Work to complete: Select each line where the word "that" appears.

Supplied entries:

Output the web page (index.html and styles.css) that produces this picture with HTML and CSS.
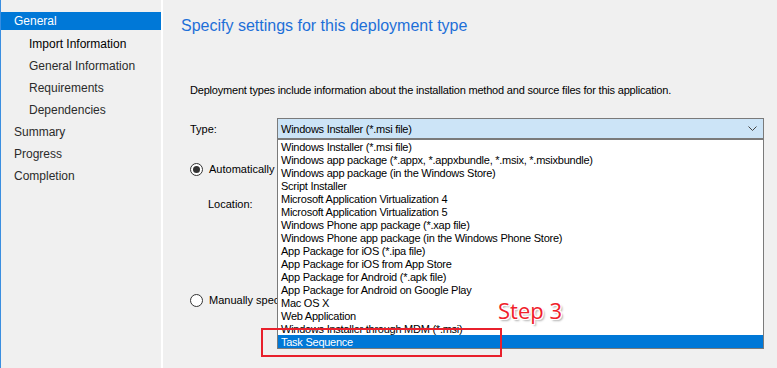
FILE: index.html
```html
<!DOCTYPE html>
<html>
<head>
<meta charset="utf-8">
<link rel="stylesheet" href="styles.css">
</head>
<body>
<div class="app">
  <nav class="sidebar">
    <div class="nav-item active">General</div>
    <div class="nav-item sub current">Import Information</div>
    <div class="nav-item sub">General Information</div>
    <div class="nav-item sub">Requirements</div>
    <div class="nav-item sub">Dependencies</div>
    <div class="nav-item">Summary</div>
    <div class="nav-item">Progress</div>
    <div class="nav-item">Completion</div>
  </nav>
  <div class="divider"></div>
  <main class="main">
    <h1 class="title">Specify settings for this deployment type</h1>
    <p class="desc">Deployment types include information about the installation method and source files for this application.</p>
    <div class="type-row">
      <span class="type-label">Type:</span>
      <div class="combo-wrap">
        <div class="combo">
          <span class="combo-text">Windows Installer (*.msi file)</span>
          <svg class="chev" width="9" height="6" viewBox="0 0 9 6"><polyline points="0.5,0.5 4.5,4.5 8.5,0.5" fill="none" stroke="#444" stroke-width="1"/></svg>
        </div>
        <ul class="dropdown">
          <li>Windows Installer (*.msi file)</li>
          <li>Windows app package (*.appx, *.appxbundle, *.msix, *.msixbundle)</li>
          <li>Windows app package (in the Windows Store)</li>
          <li>Script Installer</li>
          <li>Microsoft Application Virtualization 4</li>
          <li>Microsoft Application Virtualization 5</li>
          <li>Windows Phone app package (*.xap file)</li>
          <li>Windows Phone app package (in the Windows Phone Store)</li>
          <li>App Package for iOS (*.ipa file)</li>
          <li>App Package for iOS from App Store</li>
          <li>App Package for Android (*.apk file)</li>
          <li>App Package for Android on Google Play</li>
          <li>Mac OS X</li>
          <li>Web Application</li>
          <li>Windows Installer through MDM (*.msi)</li>
          <li class="selected">Task Sequence</li>
        </ul>
        <div class="annot-box"></div>
        <div class="annot-text">Step 3</div>
      </div>
    </div>
    <div class="radio-row first">
      <span class="radio checked"></span>
      <span class="radio-label">Automatically identify information about this app from installation files</span>
    </div>
    <div class="loc-row">Location:</div>
    <div class="radio-row second">
      <span class="radio"></span>
      <span class="radio-label">Manually specify the deployment type information</span>
    </div>
  </main>
</div>
</body>
</html>
```

FILE: styles.css
```css
* { box-sizing: border-box; }
html, body {
  margin: 0;
  padding: 0;
  background: #f0f0f0;
  width: 777px;
  height: 368px;
  overflow: hidden;
}
body {
  font-family: "Liberation Sans", Arial, sans-serif;
  color: #000;
}
.app {
  display: flex;
  height: 368px;
}
.sidebar {
  width: 161px;
  flex: none;
  border-left: 1px solid #3a8ee0;
  padding-top: 12px;
  font-size: 12px;
  color: #2b2b2b;
}
.nav-item {
  height: 22px;
  line-height: 20px;
  padding-left: 13px;
}
.nav-item.active {
  background: #0078d7;
  color: #fff;
  height: 18px;
  line-height: 19px;
  margin-bottom: 4px;
}
.nav-item.sub { padding-left: 28px; }
.nav-item.current { color: #000; }
.divider {
  width: 2px;
  flex: none;
  background: #fff;
}
.main {
  flex: 1;
  padding-left: 18px;
  padding-top: 16px;
}
.title {
  margin: 0;
  font-weight: normal;
  font-size: 16px;
  line-height: 20px;
  color: #1d6fd8;
}
.desc {
  margin: 47px 0 0 9px;
  font-size: 11px;
  line-height: 14px;
  letter-spacing: -0.2px;
}
.type-row {
  margin: 21px 0 0 9px;
  display: flex;
  align-items: center;
  font-size: 11px;
}
.type-label {
  width: 87px;
  flex: none;
}
.combo-wrap {
  position: relative;
  width: 487px;
  flex: none;
}
.combo {
  height: 21px;
  border: 1px solid #7a7a7a;
  background: #cce4f7;
  display: flex;
  align-items: center;
  justify-content: space-between;
  padding: 0 6px 0 3px;
  letter-spacing: -0.25px;
}
.chev { display: block; margin-top: 1px; }
.dropdown {
  position: absolute;
  left: 0;
  top: 21px;
  width: 487px;
  height: 210px;
  margin: 0;
  padding: 0;
  list-style: none;
  background: #fff;
  border: 1px solid #7a7a7a;
  z-index: 2;
}
.dropdown li {
  height: 13px;
  line-height: 14px;
  padding-left: 3px;
  letter-spacing: -0.25px;
  white-space: nowrap;
}
.dropdown li.selected {
  background: #0078d7;
  color: #fff;
}
.annot-box {
  position: absolute;
  left: -16px;
  top: 210px;
  width: 241px;
  height: 29px;
  border: 2px solid #e8202c;
  z-index: 3;
}
.annot-text {
  position: absolute;
  left: 221px;
  top: 178px;
  font-family: "Open Sans", sans-serif;
  font-size: 22px;
  line-height: 28px;
  color: #f0202a;
  z-index: 3;
  text-shadow: 1px 0 0 #fff, -1px 0 0 #fff, 0 1px 0 #fff, 0 -1px 0 #fff,
               1px 1px 0 #fff, -1px -1px 0 #fff, 1px -1px 0 #fff, -1px 1px 0 #fff,
               2px 2px 2px rgba(0,0,0,0.35);
}
.radio-row {
  display: flex;
  align-items: center;
  font-size: 11px;
  height: 14px;
  white-space: nowrap;
}
.radio-row.first { margin: 23px 0 0 9px; }
.radio-row.second { margin: 83px 0 0 9px; }
.radio {
  width: 13px;
  height: 13px;
  border: 1px solid #333;
  border-radius: 50%;
  background: #fff;
  margin-right: 6px;
  flex: none;
  display: flex;
  align-items: center;
  justify-content: center;
}
.radio.checked::after {
  content: "";
  width: 7px;
  height: 7px;
  border-radius: 50%;
  background: #333;
}
.loc-row {
  margin: 20px 0 0 27px;
  font-size: 11px;
  height: 14px;
  line-height: 16px;
}
```
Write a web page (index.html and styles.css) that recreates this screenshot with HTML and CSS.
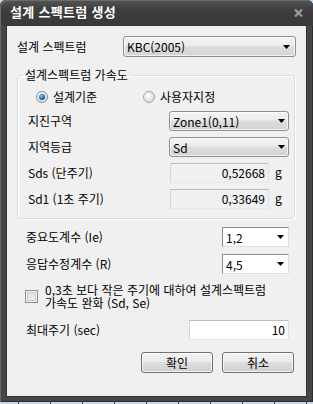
FILE: index.html
```html
<!DOCTYPE html>
<html lang="ko">
<head>
<meta charset="utf-8">
<title>설계 스펙트럼 생성</title>
<link rel="stylesheet" href="styles.css">
</head>
<body>
<div class="window">
  <div class="titlebar">
    <span class="title">설계 스펙트럼 생성</span>
    <svg class="close" width="9" height="8" viewBox="0 0 9 8"><path d="M1 0.5 L8 7.5 M8 0.5 L1 7.5" stroke="#9c9c9c" stroke-width="2.2" fill="none"/></svg>
  </div>
  <div class="client">
    <div class="row row-top">
      <span class="label">설계 스펙트럼</span>
      <div class="combo combo-btn combo-main"><span class="ctext">KBC(2005)</span><svg class="arrow" width="7" height="4" viewBox="0 0 7 4"><path d="M0 0 H7 L3.5 4 Z" fill="#000"/></svg></div>
    </div>

    <fieldset class="group">
      <legend>설계스펙트럼 가속도</legend>
      <div class="group-body">
        <div class="radios">
          <label class="radio radio-first">
            <svg class="rbox" width="12" height="12" viewBox="0 0 12 12">
              <defs>
                <radialGradient id="rg1" cx="0.4" cy="0.35" r="0.7"><stop offset="0" stop-color="#ffffff"/><stop offset="1" stop-color="#d8d8d8"/></radialGradient>
                <radialGradient id="dot" cx="0.4" cy="0.35" r="0.7"><stop offset="0" stop-color="#8fd0f5"/><stop offset="0.5" stop-color="#2a7fd0"/><stop offset="1" stop-color="#0d3f7a"/></radialGradient>
              </defs>
              <circle cx="6" cy="6" r="5.5" fill="url(#rg1)" stroke="#8e8f8f"/>
              <circle cx="6" cy="6" r="3" fill="url(#dot)"/>
            </svg>
            <span>설계기준</span>
          </label>
          <label class="radio">
            <svg class="rbox" width="12" height="12" viewBox="0 0 12 12">
              <defs>
                <radialGradient id="rg2" cx="0.4" cy="0.35" r="0.7"><stop offset="0" stop-color="#ffffff"/><stop offset="1" stop-color="#d4d4d4"/></radialGradient>
              </defs>
              <circle cx="6" cy="6" r="5.5" fill="url(#rg2)" stroke="#a5a5a5"/>
            </svg>
            <span>사용자지정</span>
          </label>
        </div>

        <div class="row row-g">
          <span class="label">지진구역</span>
          <div class="combo combo-btn combo-g"><span class="ctext">Zone1(0,11)</span><svg class="arrow" width="7" height="4" viewBox="0 0 7 4"><path d="M0 0 H7 L3.5 4 Z" fill="#000"/></svg></div>
        </div>
        <div class="row row-g">
          <span class="label">지역등급</span>
          <div class="combo combo-btn combo-g"><span class="ctext">Sd</span><svg class="arrow" width="7" height="4" viewBox="0 0 7 4"><path d="M0 0 H7 L3.5 4 Z" fill="#000"/></svg></div>
        </div>
        <div class="row row-g">
          <span class="label">Sds (단주기)</span>
          <div class="textbox readonly">0,52668</div>
          <span class="unit">g</span>
        </div>
        <div class="row row-g">
          <span class="label">Sd1 (1초 주기)</span>
          <div class="textbox readonly">0,33649</div>
          <span class="unit">g</span>
        </div>
      </div>
    </fieldset>

    <div class="row row-low first-low">
      <span class="label">중요도계수 (Ie)</span>
      <div class="combo combo-edit"><span class="ctext">1,2</span><svg class="arrow" width="7" height="4" viewBox="0 0 7 4"><path d="M0 0 H7 L3.5 4 Z" fill="#000"/></svg></div>
    </div>
    <div class="row row-low">
      <span class="label">응답수정계수 (R)</span>
      <div class="combo combo-edit"><span class="ctext">4,5</span><svg class="arrow" width="7" height="4" viewBox="0 0 7 4"><path d="M0 0 H7 L3.5 4 Z" fill="#000"/></svg></div>
    </div>

    <label class="check">
      <span class="cbox"></span>
      <span class="ctext2">0,3초 보다 작은 주기에 대하여 설계스펙트럼<br>가속도 완화 (Sd, Se)</span>
    </label>

    <div class="row row-low row-max">
      <span class="label">최대주기 (sec)</span>
      <div class="textbox white">10</div>
    </div>

    <div class="buttons">
      <button class="btn" type="button">확인</button>
      <button class="btn" type="button">취소</button>
    </div>
  </div>
</div>
</body>
</html>
```

FILE: styles.css
```css
* { box-sizing: border-box; }

html, body {
  margin: 0;
  padding: 0;
}

body {
  width: 313px;
  height: 404px;
  overflow: hidden;
  font-family: "Noto Sans CJK KR", "Noto Sans", sans-serif;
  font-size: 12px;
  line-height: 14px;
  color: #000;
  background-color: #c6d8ee;
  background-image: repeating-linear-gradient(90deg, transparent 0 18px, #3a4a5e 18px 19px, transparent 19px 32px);
}

.window {
  width: 313px;
  height: 402px;
  background: #464646;
  border-radius: 6px 6px 0 0;
  display: flex;
  flex-direction: column;
  box-shadow: inset 1px 1px 0 #6a6a6a, inset -1px 0 0 #2c2c2c, inset 0 -1px 0 #2c2c2c;
}

.titlebar {
  height: 26px;
  flex: none;
  display: flex;
  align-items: center;
  justify-content: space-between;
  padding: 0 10px 2px 10px;
  border-radius: 6px 6px 0 0;
  background: linear-gradient(#545454, #3c3c3c 40%, #3a3a3a);
  box-shadow: inset 1px 1px 0 #6c6c6c;
}

.title {
  color: #ffffff;
  font-weight: bold;
  font-size: 13px;
  letter-spacing: 0.3px;
}

.close { margin-right: 0; margin-top: 1px; }

.client {
  margin: 0 7px;
  height: 370px;
  background: #f0f0f0;
  padding: 10px 10px 0 10px;
  display: flex;
  flex-direction: column;
  box-shadow: 0 0 0 1px #333333;
}

.row {
  display: flex;
  align-items: center;
}

.label { flex: 1; white-space: nowrap; }

.row-top { height: 21px; }

.combo {
  position: relative;
  display: flex;
  align-items: center;
  justify-content: space-between;
  white-space: nowrap;
}

.combo-btn {
  border: 1px solid #8e8f8f;
  border-radius: 3px;
  background: linear-gradient(#f4f4f4, #ececec 45%, #dedede 50%, #d3d3d3);
  box-shadow: inset 0 0 0 1px rgba(255,255,255,0.7);
}

.combo-main {
  width: 173px;
  height: 21px;
  padding: 0 5px 0 3px;
}

.ctext { padding-top: 1px; }

.group {
  margin: 11px 1px 0 0;
  padding: 0 0 9px 5px;
  border: 1px solid #d5dfe5;
  border-radius: 3px;
  box-shadow: inset 1px 1px 0 #ffffff, 1px 1px 0 #ffffff;
  min-width: 0;
}

.group legend {
  padding: 0 2px;
  line-height: 14px;
}

.group-body {
  padding: 0 5px 0 5px;
  display: flex;
  flex-direction: column;
}

.radios {
  display: flex;
  align-items: center;
  height: 14px;
  margin-top: 8px;
  padding-left: 8px;
}

.radio {
  display: flex;
  align-items: center;
  gap: 5px;
}

.radio-first { width: 107px; }

.rbox { flex: none; }

.row-g { height: 20px; margin-top: 6px; }
.radios + .row-g { margin-top: 7px; }

.combo-g {
  width: 120px;
  height: 20px;
  padding: 0 3px 0 3px;
}

.textbox {
  height: 20px;
  border: 1px solid;
  border-color: #b9bcc2 #dfe3e8 #e3e7ec #d2d5da;
  text-align: right;
  padding: 1px 3px 0 3px;
  line-height: 16px;
}

.readonly { width: 99px; background: #f0f0f0; }

.unit { width: 20px; padding-left: 6px; padding-bottom: 2px; }

.row-low { height: 20px; margin-top: 7px; padding-left: 9px; padding-right: 7px; }
.first-low { margin-top: 8px; }

.combo-edit {
  width: 67px;
  height: 20px;
  background: #ffffff;
  border: 1px solid;
  border-color: #8a8a8a #e0e0e0 #e0e0e0 #8a8a8a;
  padding: 0 4px 0 3px;
}

.check {
  display: flex;
  align-items: center;
  gap: 7px;
  margin-top: 9px;
  padding-left: 8px;
}

.cbox {
  flex: none;
  width: 13px;
  height: 13px;
  border: 1px solid #8e8f8f;
  background: linear-gradient(135deg, #d8d8d8, #f6f6f6);
  box-shadow: inset 0 0 0 1px #f4f4f4, inset 0 0 0 2px #c9c9c9;
  margin-top: 1px;
}

.ctext2 { line-height: 13px; }

.row-max { margin-top: 11px; }

.row-max .white {
  width: 100px;
  background: #ffffff;
}

.buttons {
  display: flex;
  justify-content: flex-end;
  gap: 9px;
  margin-top: 12px;
  padding-right: 2px;
}

.btn {
  width: 72px;
  height: 21px;
  font-family: "Noto Sans CJK KR", "Noto Sans", sans-serif;
  font-size: 12px;
  line-height: 14px;
  color: #000;
  padding: 0;
  border: 1px solid #707070;
  border-radius: 3px;
  background: linear-gradient(#f2f2f2, #ebebeb 45%, #dddddd 50%, #cfcfcf);
  box-shadow: inset 0 0 0 1px rgba(255,255,255,0.75);
}
```
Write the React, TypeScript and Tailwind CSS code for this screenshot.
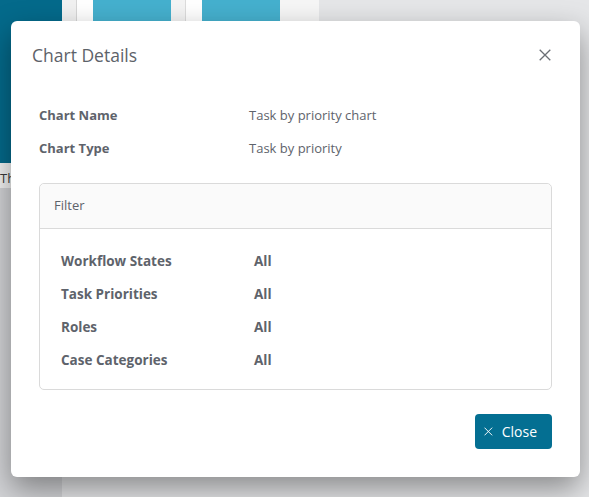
import React from "react";

const summary = [
  { label: "Chart Name", value: "Task by priority chart" },
  { label: "Chart Type", value: "Task by priority" },
];

const filters = [
  { label: "Workflow States", value: "All" },
  { label: "Task Priorities", value: "All" },
  { label: "Roles", value: "All" },
  { label: "Case Categories", value: "All" },
];

// thin cross that fills its box, like the reference close glyph
const CrossIcon: React.FC<{ className?: string }> = ({ className }) => (
  <svg viewBox="0 0 12 12" className={className} fill="none" stroke="currentColor" strokeWidth={1.3}>
    <path d="M0.7 0.7 L11.3 11.3 M11.3 0.7 L0.7 11.3" />
  </svg>
);

const Backdrop: React.FC = () => {
  return (
    <div className="flex h-full w-full bg-[#e5e6e8]">
      <div className="flex w-[62px] flex-col">
        <div className="h-[163px] bg-[#046a8b]" />
        <div className="flex h-[25px] items-end overflow-hidden bg-[#f3f3f3] pb-[1px]">
          <span className="text-[13px] leading-[18px] text-[#3a3a3a]">This</span>
        </div>
        <div className="flex-1 bg-[#d3d4d7]" />
      </div>
      <div className="h-[170px] w-[15px] border-r border-[#d6d6d6] bg-[#f1f1f1]" />
      <div className="flex h-[170px] w-[242px] bg-white">
        <div className="ml-[16px] h-full w-[78px] bg-[#45b0ce]" />
        <div className="w-[15px] border-r border-[#dcdcdc] bg-[#f4f4f4]" />
        <div className="ml-[16px] h-full w-[78px] bg-[#45b0ce]" />
        <div className="flex-1 bg-[#f6f6f6]" />
      </div>
    </div>
  );
};

const ChartDetailsModal: React.FC = () => {
  return (
    <div className="absolute left-[11px] top-[21px] flex h-[456px] w-[569px] flex-col rounded-md bg-white shadow-[0_12px_30px_rgba(0,0,0,0.4)]">
      <div className="flex items-center justify-between pl-[21px] pr-[29px] pt-[22px]">
        <h2 className="text-[17.5px] font-medium leading-[24px] text-[#5d6269]">Chart Details</h2>
        <button className="flex h-[24px] w-[12px] items-center justify-center text-[#6b6f75]">
          <CrossIcon className="h-[12px] w-[12px]" />
        </button>
      </div>

      <div className="mt-[32px] px-[28px]">
        {summary.map((row) => (
          <div key={row.label} className="flex h-[33px] items-center text-[13px] text-[#5e636b]">
            <span className="w-[210px] font-bold">{row.label}</span>
            <span>{row.value}</span>
          </div>
        ))}

        <div className="mt-[18px] rounded-[5px] border border-[#dadada]">
          <div className="flex h-[45px] items-center rounded-t-[5px] border-b border-[#dadada] bg-[#fafafa] pl-[14px] text-[13px] text-[#5e636b]">
            Filter
          </div>
          <div className="pb-[12px] pl-[21px] pt-[16px]">
            {filters.map((row) => (
              <div key={row.label} className="flex h-[33px] items-center text-[13.5px] font-bold text-[#5e636b]">
                <span className="w-[193px]">{row.label}</span>
                <span>{row.value}</span>
              </div>
            ))}
          </div>
        </div>

        <div className="mt-[24px] flex justify-end">
          <button className="flex h-[35px] w-[77px] items-center gap-[9px] rounded-[4px] bg-[#046f92] pl-[9px] pr-[15px] text-[14px] text-white">
            <CrossIcon className="h-[11px] w-[11px]" />
            <span>Close</span>
          </button>
        </div>
      </div>
    </div>
  );
};

const App: React.FC = () => {
  return (
    <div
      className="relative h-[497px] w-[589px] overflow-hidden"
      style={{ fontFamily: '"Open Sans", "Noto Sans", sans-serif' }}
    >
      <Backdrop />
      <ChartDetailsModal />
    </div>
  );
};

export default App;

Response:
Output the web page (index.html and styles.css) that produces this picture with HTML and CSS.
Write a web page (index.html and styles.css) that recreates this screenshot with HTML and CSS.
// thin cross that fills its box, like the reference close glyph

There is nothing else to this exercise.